== PROBLEM DETAILS ==
Go through the entries below and count the lines holding the word "React". Reply with only the number, please.

[Web page code records]
** Start **
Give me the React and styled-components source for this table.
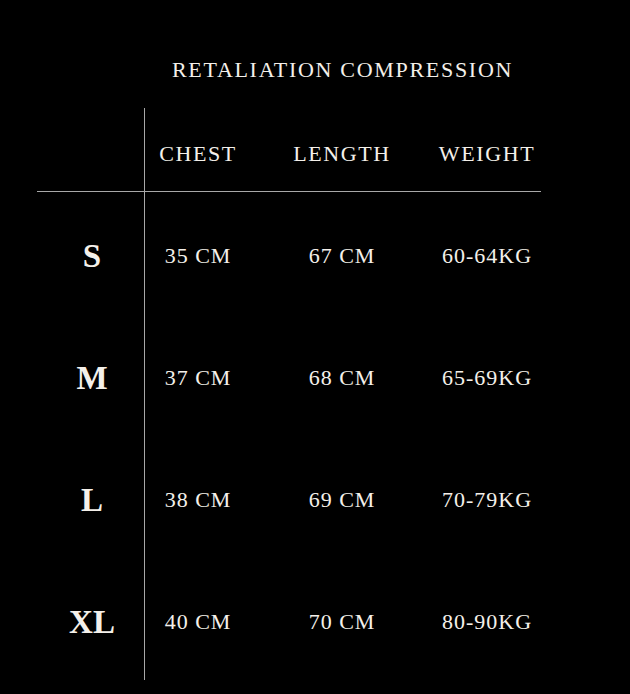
import styled, { createGlobalStyle } from 'styled-components';

const GlobalStyle = createGlobalStyle`
  html, body {
    margin: 0;
    background: #000;
  }
`;

const rows = [
  { size: 'S', chest: '35 CM', length: '67 CM', weight: '60-64KG' },
  { size: 'M', chest: '37 CM', length: '68 CM', weight: '65-69KG' },
  { size: 'L', chest: '38 CM', length: '69 CM', weight: '70-79KG' },
  { size: 'XL', chest: '40 CM', length: '70 CM', weight: '80-90KG' },
];

export default function App() {
  return (
    <Page>
      <GlobalStyle />
      <Title>RETALIATION COMPRESSION</Title>
      <Table>
        <HeaderRow>
          <SizeCell />
          <Cell>CHEST</Cell>
          <Cell>LENGTH</Cell>
          <Cell>WEIGHT</Cell>
        </HeaderRow>
        {rows.map((r) => (
          <BodyRow key={r.size}>
            <SizeCell>{r.size}</SizeCell>
            <Cell $data>{r.chest}</Cell>
            <Cell $data>{r.length}</Cell>
            <Cell $data>{r.weight}</Cell>
          </BodyRow>
        ))}
      </Table>
    </Page>
  );
}

const Page = styled.div`
  width: 630px;
  height: 694px;
  background: #000;
  color: #f4f0ea;
  font-family: 'Liberation Serif', 'Times New Roman', serif;
  padding: 57px 0 0 37px;
  box-sizing: border-box;
  overflow: hidden;
`;

const Title = styled.h1`
  margin: 0 0 25px 135px;
  font-size: 22px;
  font-weight: normal;
  line-height: 26px;
  letter-spacing: 1.7px;
  white-space: nowrap;
`;

const Table = styled.div`
  width: 504px;
  display: flex;
  flex-direction: column;
`;

const Row = styled.div`
  display: grid;
  grid-template-columns: 108px 106px 182px 108px;
  box-sizing: border-box;
`;

const HeaderRow = styled(Row)`
  height: 84px;
  border-bottom: 1px solid #a8a8a8;
  padding-top: 8px;
`;

const BodyRow = styled(Row)`
  height: 122px;
  padding-top: 6px;
`;

const Cell = styled.div`
  display: flex;
  align-items: center;
  justify-content: center;
  font-size: 22px;
  line-height: 26px;
  letter-spacing: ${(p) => (p.$data ? '1px' : '1.6px')};
  white-space: nowrap;
`;

const SizeCell = styled.div`
  display: flex;
  align-items: center;
  justify-content: center;
  border-right: 1px solid #a8a8a8;
  font-size: 33px;
  font-weight: bold;
  margin-top: -8px;
  padding: 8px 0 0 3px;
`;
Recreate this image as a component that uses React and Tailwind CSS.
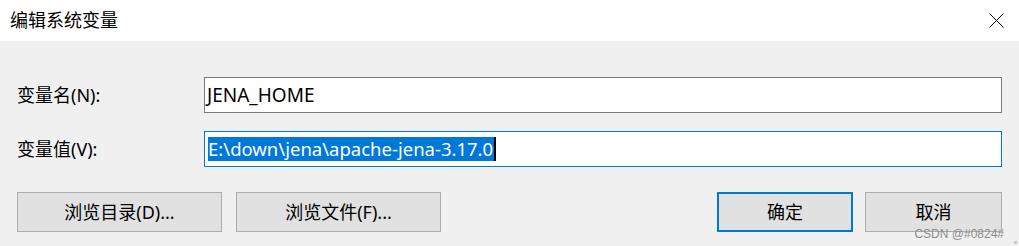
import React from "react";

const FONT = {
	fontFamily:
		'"Noto Sans", "Noto Sans CJK SC", sans-serif',
};

function Row({ label, children }) {
	return (
		<div className="flex items-center h-[36px]">
			<div className="w-[204px] pl-[17px] text-[18px] text-black leading-none">
				{label}
			</div>
			{children}
		</div>
	);
}

function Button({ children, primary, className = "" }) {
	return (
		<button
			className={`h-[40px] bg-[#e1e1e1] text-[18px] text-black leading-none flex items-center justify-center ${
				primary ? "border-2 border-[#0078d7]" : "border border-[#adadad]"
			} ${className}`}
		>
			{children}
		</button>
	);
}

export default function App() {
	return (
		<div
			className="w-[1019px] h-[246px] bg-[#f0f0f0] relative overflow-hidden"
			style={FONT}
		>
			{/* title bar */}
			<div className="h-[41px] bg-white flex items-center justify-between pl-[10px] pr-[15px]">
				<span className="text-[18px] text-black">编辑系统变量</span>
				<svg width="15" height="15" viewBox="0 0 15 15">
					<path d="M0.5 0.5 L14.5 14.5 M14.5 0.5 L0.5 14.5" stroke="#000" strokeWidth="1" />
				</svg>
			</div>

			<div className="pt-[36px]">
				<Row label="变量名(N):">
					<div className="w-[798px] h-[36px] bg-white border border-[#7a7a7a] flex items-center pl-[2px] text-[19px] text-black">
						JENA_HOME
					</div>
				</Row>
				<div className="h-[18px]" />
				<Row label="变量值(V):">
					<div className="w-[798px] h-[36px] bg-white border border-[#0078d7] flex items-center pl-[3px] text-[18.5px]">
						<span className="bg-[#0078d7] text-white h-[24px] flex items-center pr-[1px]">
							E:\down\jena\apache-jena-3.17.0
						</span>
						<span className="w-[2px] h-[24px] bg-black" />
					</div>
				</Row>

				<div className="flex mt-[25px] pl-[17px]">
					<Button className="w-[205px]">浏览目录(D)...</Button>
					<Button className="w-[205px] ml-[14px]">浏览文件(F)...</Button>
					<Button primary className="w-[136px] ml-[276px]">确定</Button>
					<Button className="w-[137px] ml-[12px]">取消</Button>
				</div>
			</div>

			{/* watermark */}
			<div
				className="absolute right-[15px] bottom-[6px] text-[12px] text-[#8c8c8c] leading-none"
				style={{ fontFamily: '"Liberation Sans", sans-serif' }}
			>
				CSDN @#0824#
			</div>
			<div className="absolute right-[2px] bottom-[2px] w-[3px] h-[3px] bg-[#c8c8c8]" />
		</div>
	);
}
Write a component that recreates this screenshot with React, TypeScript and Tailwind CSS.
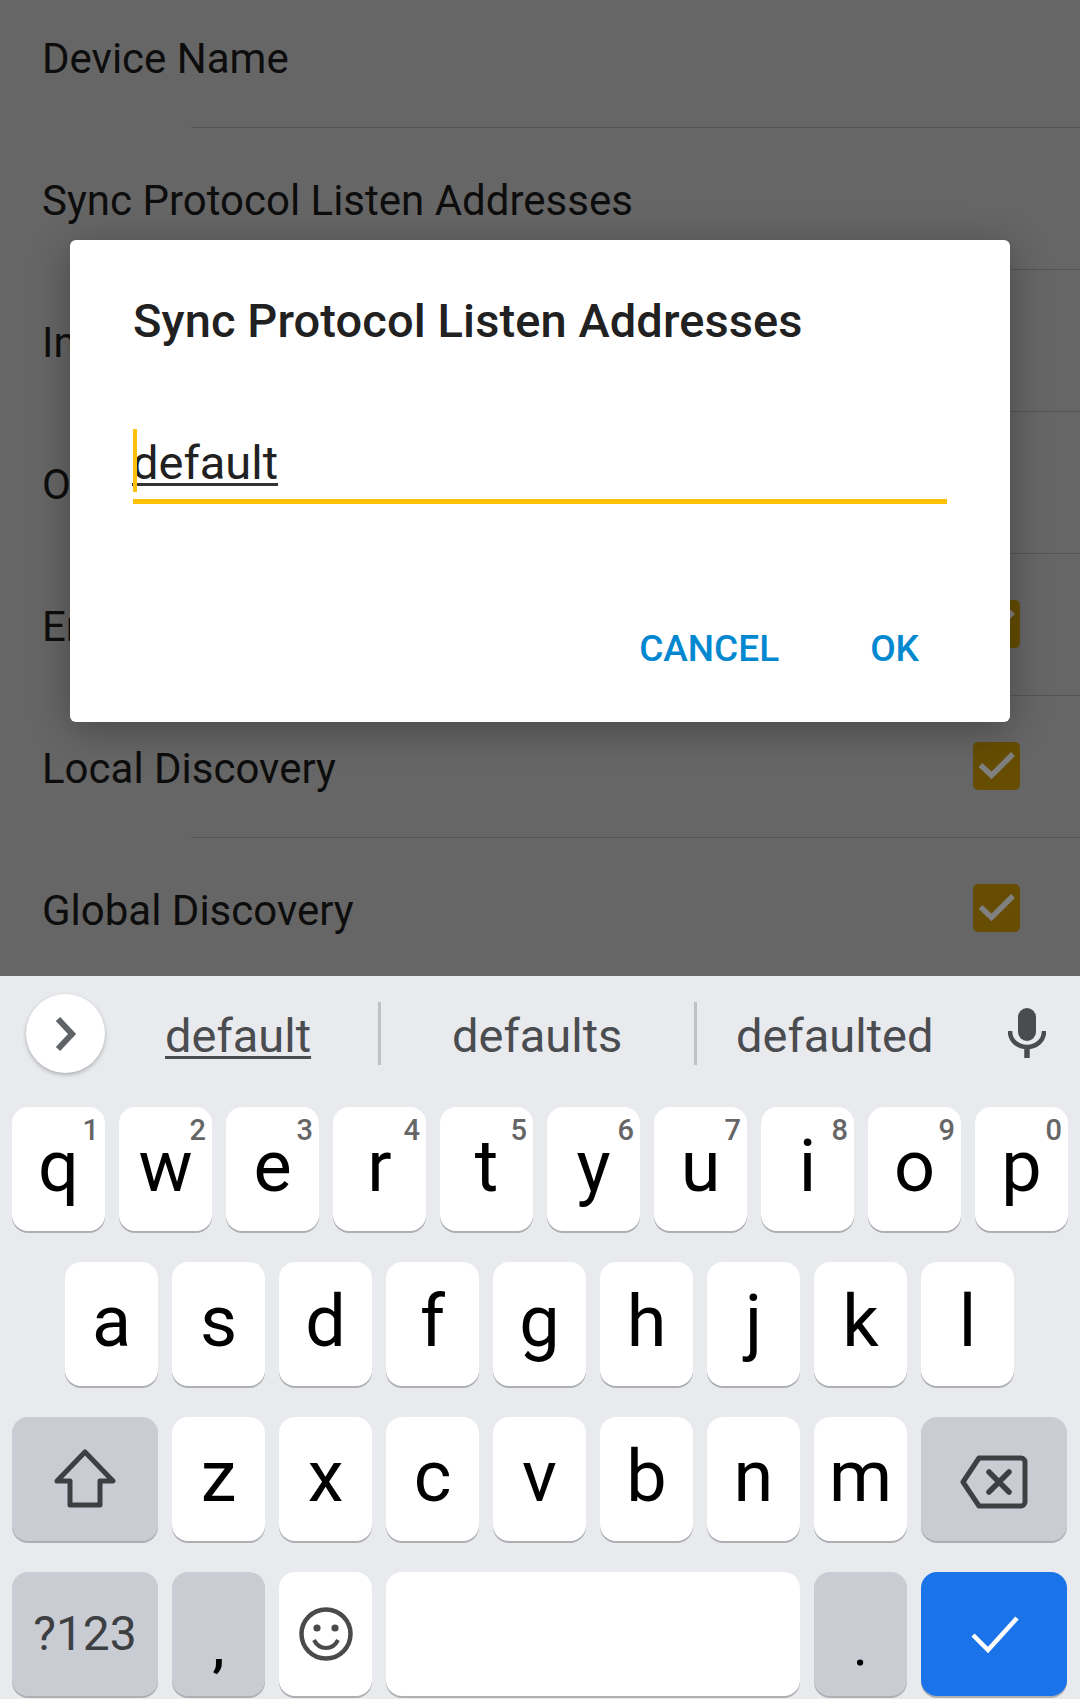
** End **
== RESULT OF THIS EXERCISE ==
4